Jak nosić oversize? Rozmowa ze stylistką Moniką Jurczyk
Dla kogo jest oversize?
Absolutnie dla każdego. Jest dużo modowych sztuczek, które pomagają nam oswoić ten trend. Bywają też takie dni, kiedy mamy po prostu ochotę założyć coś obszernego, w czym się schowamy, a wcale nie chcemy ani nie mamy potrzeby tego jakoś specjalnie stylizować – i to też jest całkowicie w porządku.
A jak sprawić żeby w tym oversizie wyglądać dobrze?
Jeżeli chodzi o oversizowe góry, czyli np. bardzo modne teraz duże koszule noszone do szerokich, długich dżinsów, to pierwszym krokiem do oswojenia i odciążenia nieco tego zestawu będzie wywinięcie lub podciągnięcie rękawów. Ten patent sprawdzi się przy każdej obszernej górze (sweter, marynarka) – czyli odsłaniamy nadgarstki. Uzyskamy efekt nonszalancji, nasz outfit będzie się lepiej prezentował, a cała sylwetka będzie wyglądać korzystniej.
Drugi patent to dekolt. Warto np. rozpiąć koszulę lub wybrać sweter z dekoltem, a nie pod szyję. Ten trick również doda lekkości naszej stylizacji. Możemy też osiągnąć ciekawy efekt, zaznaczając talię, czyli zamiast puścić swobodnie koszulę, wetknąć ją w spodnie z przodu albo z boku, bo dzięki temu odsłonimy trochę nogi i optycznie wydłużymy sylwetkę. Teraz w trendach jest łączenie obszernej góry z obszernym dołem, ale jeśli zależy nam na tym, żeby budować proporcje, to możemy zestawić przeskalowaną górę z węższym dołem lub na odwrót – to się zawsze sprawdza i może być dobrym rozwiązaniem na początek naszej przygody z modą oversize.

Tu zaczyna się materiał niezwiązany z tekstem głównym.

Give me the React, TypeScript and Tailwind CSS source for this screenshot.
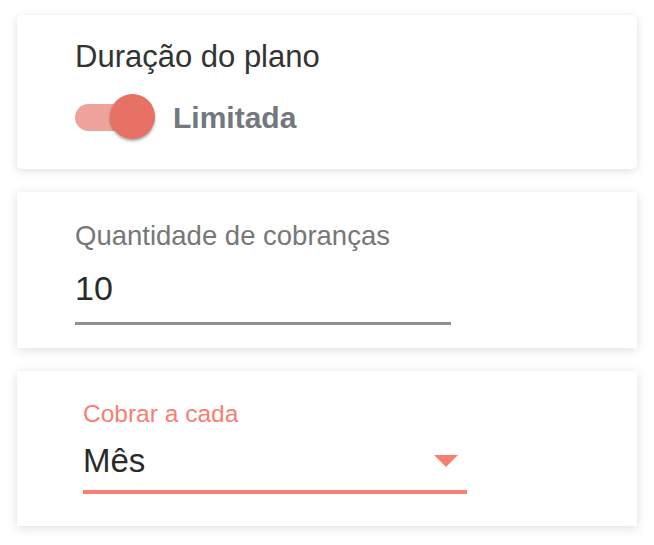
import React from "react";

export default function App() {
  return (
    <div className="w-[654px] h-[545px] bg-white px-[17px] pt-[15px] flex flex-col gap-[23px]" style={{ fontFamily: "'Liberation Sans', Arial, sans-serif" }}>
      <div className="h-[154px] bg-white rounded-[5px] shadow-[0_2px_10px_rgba(0,0,0,0.13)] pl-[58px] pt-[24px]">
        <div className="text-[31px] leading-[36px] text-[#333333]">Duração do plano</div>
        <div className="flex items-center mt-[18px] h-[48px]">
          <div className="relative w-[80px] h-[48px]">
            <div className="absolute left-0 top-[11px] w-[68px] h-[27px] rounded-full bg-[#f0a39d]" />
            <div className="absolute left-[35px] top-[1px] w-[45px] h-[45px] rounded-full bg-[#e87165] shadow-[0_2px_3px_rgba(0,0,0,0.35)]" />
          </div>
          <div className="ml-[18px] text-[30px] font-bold text-[#73777e]">Limitada</div>
        </div>
      </div>
      <div className="h-[156px] bg-white shadow-[0_2px_10px_rgba(0,0,0,0.13)] pl-[58px] pt-[27px]">
        <div className="text-[27.5px] leading-[34px] text-[#777777]">Quantidade de cobranças</div>
        <div className="w-[376px] border-b-[3px] border-[#919191] pt-[15px] pb-[14px]">
          <div className="text-[34px] leading-[40px] text-[#2a2a2a]">10</div>
        </div>
      </div>
      <div className="h-[155px] bg-white shadow-[0_2px_10px_rgba(0,0,0,0.13)] pl-[66px] pt-[29px]">
        <div className="text-[24.5px] leading-[28px] text-[#f88072]">Cobrar a cada</div>
        <div className="w-[384px] border-b-[4px] border-[#f88072] pt-[13px] pb-[9px] flex items-center justify-between">
          <div className="text-[33px] leading-[40px] text-[#2a2a2a]">Mês</div>
          <svg width="24" height="12" viewBox="0 0 24 12" className="mr-[9px]">
            <path d="M0 0 L24 0 L12 12 Z" fill="#f88072" />
          </svg>
        </div>
      </div>
    </div>
  );
}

Czyli to jest dobre wyjście dla osób, które się trochę obawiają siebie w takiej odsłonie. Wokół ubrań oversize narosło wiele mitów…
Z oversizem bywa różnie. Część dziewczyn boi się, że styl ten poszerza. Inne będą nosić go po to, żeby się móc w nim ukryć. Z różnych powodów mamy obawy przed tymi przeskalowanymi ubraniami. Natomiast ta sztuczka z odsłonięciem kawałka ciała bardzo dobrze działa w każdym z tych przypadków.
Niektóre z nas obawiają się też, że oversize może je przytłoczyć, bo np. są niskie.
Fajnie jest pomyśleć sobie, że ubieranie się to naprawdę jest zabawa modą, a nie operacja na otwartym sercu, i można się pomylić. Nawet jeśli kogoś przytłoczy, to co najgorszego może się stać? Jeśli kogoś „skróci” – to w sumie co z tego? Mamy trochę obsesję na punkcie tego, żeby nas nic nie skróciło, całkiem niepotrzebnie. Nie zawsze przecież musimy się wydłużać. Niskie jest tak samo piękne jak wysokie. Po prostu. Oversize ma być rzucający się w oczy, czasem spektakularny, choć może też pełnić funkcje maskujące. Wykorzystujemy go zgodnie ze swoimi potrzebami.